Quote, verbatim, all material below, without pictures.

--- Start ---

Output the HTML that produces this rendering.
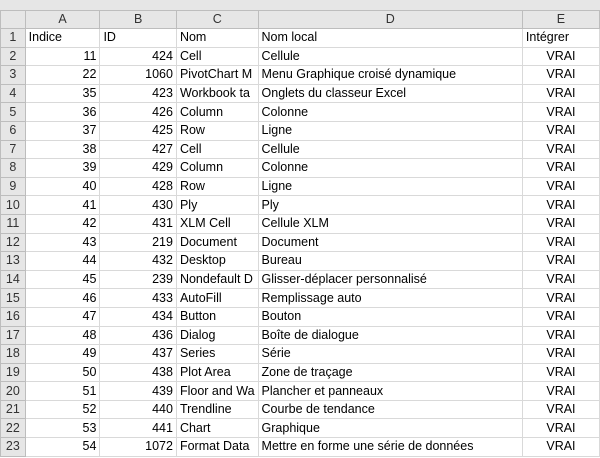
<!DOCTYPE html><html><head><style>
body{margin:0;width:600px;height:458px;background:#fff;overflow:hidden;font-family:"Liberation Sans",sans-serif;font-size:12.5px;color:#000}
.top{position:absolute;left:0;top:0;width:600px;height:11px;background:#e6e6e6}
table{position:absolute;left:0;top:10px;border-collapse:collapse;table-layout:fixed}
td{height:17.6px;padding:0 3px;border:1px solid #d9d9d9;white-space:nowrap;overflow:hidden;line-height:17px}
tr.h td{background:#e6e6e6;text-align:center;border-color:#bdbdbd;color:#333;height:17px}
td.r{background:#e6e6e6;text-align:center;padding:0;border-color:#bdbdbd;color:#333}
.n{text-align:right}.c{text-align:center}
</style></head><body><div class="top"></div><table>
<colgroup><col style="width:25px"><col style="width:76px"><col style="width:78px"><col style="width:77px"><col style="width:266px"><col style="width:78px"></colgroup>
<tr class="h"><td></td><td>A</td><td>B</td><td>C</td><td>D</td><td>E</td></tr>
<tr><td class="r">1</td><td>Indice</td><td>ID</td><td>Nom</td><td>Nom local</td><td>Intégrer</td></tr>
<tr><td class="r">2</td><td class="n">11</td><td class="n">424</td><td>Cell</td><td>Cellule</td><td class="c">VRAI</td></tr>
<tr><td class="r">3</td><td class="n">22</td><td class="n">1060</td><td>PivotChart M</td><td>Menu Graphique croisé dynamique</td><td class="c">VRAI</td></tr>
<tr><td class="r">4</td><td class="n">35</td><td class="n">423</td><td>Workbook ta</td><td>Onglets du classeur Excel</td><td class="c">VRAI</td></tr>
<tr><td class="r">5</td><td class="n">36</td><td class="n">426</td><td>Column</td><td>Colonne</td><td class="c">VRAI</td></tr>
<tr><td class="r">6</td><td class="n">37</td><td class="n">425</td><td>Row</td><td>Ligne</td><td class="c">VRAI</td></tr>
<tr><td class="r">7</td><td class="n">38</td><td class="n">427</td><td>Cell</td><td>Cellule</td><td class="c">VRAI</td></tr>
<tr><td class="r">8</td><td class="n">39</td><td class="n">429</td><td>Column</td><td>Colonne</td><td class="c">VRAI</td></tr>
<tr><td class="r">9</td><td class="n">40</td><td class="n">428</td><td>Row</td><td>Ligne</td><td class="c">VRAI</td></tr>
<tr><td class="r">10</td><td class="n">41</td><td class="n">430</td><td>Ply</td><td>Ply</td><td class="c">VRAI</td></tr>
<tr><td class="r">11</td><td class="n">42</td><td class="n">431</td><td>XLM Cell</td><td>Cellule XLM</td><td class="c">VRAI</td></tr>
<tr><td class="r">12</td><td class="n">43</td><td class="n">219</td><td>Document</td><td>Document</td><td class="c">VRAI</td></tr>
<tr><td class="r">13</td><td class="n">44</td><td class="n">432</td><td>Desktop</td><td>Bureau</td><td class="c">VRAI</td></tr>
<tr><td class="r">14</td><td class="n">45</td><td class="n">239</td><td>Nondefault D</td><td>Glisser-déplacer personnalisé</td><td class="c">VRAI</td></tr>
<tr><td class="r">15</td><td class="n">46</td><td class="n">433</td><td>AutoFill</td><td>Remplissage auto</td><td class="c">VRAI</td></tr>
<tr><td class="r">16</td><td class="n">47</td><td class="n">434</td><td>Button</td><td>Bouton</td><td class="c">VRAI</td></tr>
<tr><td class="r">17</td><td class="n">48</td><td class="n">436</td><td>Dialog</td><td>Boîte de dialogue</td><td class="c">VRAI</td></tr>
<tr><td class="r">18</td><td class="n">49</td><td class="n">437</td><td>Series</td><td>Série</td><td class="c">VRAI</td></tr>
<tr><td class="r">19</td><td class="n">50</td><td class="n">438</td><td>Plot Area</td><td>Zone de traçage</td><td class="c">VRAI</td></tr>
<tr><td class="r">20</td><td class="n">51</td><td class="n">439</td><td>Floor and Wa</td><td>Plancher et panneaux</td><td class="c">VRAI</td></tr>
<tr><td class="r">21</td><td class="n">52</td><td class="n">440</td><td>Trendline</td><td>Courbe de tendance</td><td class="c">VRAI</td></tr>
<tr><td class="r">22</td><td class="n">53</td><td class="n">441</td><td>Chart</td><td>Graphique</td><td class="c">VRAI</td></tr>
<tr><td class="r">23</td><td class="n">54</td><td class="n">1072</td><td>Format Data</td><td>Mettre en forme une série de données</td><td class="c">VRAI</td></tr>
</table></body></html>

--- End ---

__RESPONSE__
Output the HTML that produces this rendering.
<!DOCTYPE html><html><head><style>
body{margin:0;width:600px;height:458px;background:#fff;overflow:hidden;font-family:"Liberation Sans",sans-serif;font-size:12.5px;color:#000}
.top{position:absolute;left:0;top:0;width:600px;height:11px;background:#e6e6e6}
table{position:absolute;left:0;top:10px;border-collapse:collapse;table-layout:fixed}
td{height:17.6px;padding:0 3px;border:1px solid #d9d9d9;white-space:nowrap;overflow:hidden;line-height:17px}
tr.h td{background:#e6e6e6;text-align:center;border-color:#bdbdbd;color:#333;height:17px}
td.r{background:#e6e6e6;text-align:center;padding:0;border-color:#bdbdbd;color:#333}
.n{text-align:right}.c{text-align:center}
</style></head><body><div class="top"></div><table>
<colgroup><col style="width:25px"><col style="width:76px"><col style="width:78px"><col style="width:77px"><col style="width:266px"><col style="width:78px"></colgroup>
<tr class="h"><td></td><td>A</td><td>B</td><td>C</td><td>D</td><td>E</td></tr>
<tr><td class="r">1</td><td>Indice</td><td>ID</td><td>Nom</td><td>Nom local</td><td>Intégrer</td></tr>
<tr><td class="r">2</td><td class="n">11</td><td class="n">424</td><td>Cell</td><td>Cellule</td><td class="c">VRAI</td></tr>
<tr><td class="r">3</td><td class="n">22</td><td class="n">1060</td><td>PivotChart M</td><td>Menu Graphique croisé dynamique</td><td class="c">VRAI</td></tr>
<tr><td class="r">4</td><td class="n">35</td><td class="n">423</td><td>Workbook ta</td><td>Onglets du classeur Excel</td><td class="c">VRAI</td></tr>
<tr><td class="r">5</td><td class="n">36</td><td class="n">426</td><td>Column</td><td>Colonne</td><td class="c">VRAI</td></tr>
<tr><td class="r">6</td><td class="n">37</td><td class="n">425</td><td>Row</td><td>Ligne</td><td class="c">VRAI</td></tr>
<tr><td class="r">7</td><td class="n">38</td><td class="n">427</td><td>Cell</td><td>Cellule</td><td class="c">VRAI</td></tr>
<tr><td class="r">8</td><td class="n">39</td><td class="n">429</td><td>Column</td><td>Colonne</td><td class="c">VRAI</td></tr>
<tr><td class="r">9</td><td class="n">40</td><td class="n">428</td><td>Row</td><td>Ligne</td><td class="c">VRAI</td></tr>
<tr><td class="r">10</td><td class="n">41</td><td class="n">430</td><td>Ply</td><td>Ply</td><td class="c">VRAI</td></tr>
<tr><td class="r">11</td><td class="n">42</td><td class="n">431</td><td>XLM Cell</td><td>Cellule XLM</td><td class="c">VRAI</td></tr>
<tr><td class="r">12</td><td class="n">43</td><td class="n">219</td><td>Document</td><td>Document</td><td class="c">VRAI</td></tr>
<tr><td class="r">13</td><td class="n">44</td><td class="n">432</td><td>Desktop</td><td>Bureau</td><td class="c">VRAI</td></tr>
<tr><td class="r">14</td><td class="n">45</td><td class="n">239</td><td>Nondefault D</td><td>Glisser-déplacer personnalisé</td><td class="c">VRAI</td></tr>
<tr><td class="r">15</td><td class="n">46</td><td class="n">433</td><td>AutoFill</td><td>Remplissage auto</td><td class="c">VRAI</td></tr>
<tr><td class="r">16</td><td class="n">47</td><td class="n">434</td><td>Button</td><td>Bouton</td><td class="c">VRAI</td></tr>
<tr><td class="r">17</td><td class="n">48</td><td class="n">436</td><td>Dialog</td><td>Boîte de dialogue</td><td class="c">VRAI</td></tr>
<tr><td class="r">18</td><td class="n">49</td><td class="n">437</td><td>Series</td><td>Série</td><td class="c">VRAI</td></tr>
<tr><td class="r">19</td><td class="n">50</td><td class="n">438</td><td>Plot Area</td><td>Zone de traçage</td><td class="c">VRAI</td></tr>
<tr><td class="r">20</td><td class="n">51</td><td class="n">439</td><td>Floor and Wa</td><td>Plancher et panneaux</td><td class="c">VRAI</td></tr>
<tr><td class="r">21</td><td class="n">52</td><td class="n">440</td><td>Trendline</td><td>Courbe de tendance</td><td class="c">VRAI</td></tr>
<tr><td class="r">22</td><td class="n">53</td><td class="n">441</td><td>Chart</td><td>Graphique</td><td class="c">VRAI</td></tr>
<tr><td class="r">23</td><td class="n">54</td><td class="n">1072</td><td>Format Data</td><td>Mettre en forme une série de données</td><td class="c">VRAI</td></tr>
</table></body></html>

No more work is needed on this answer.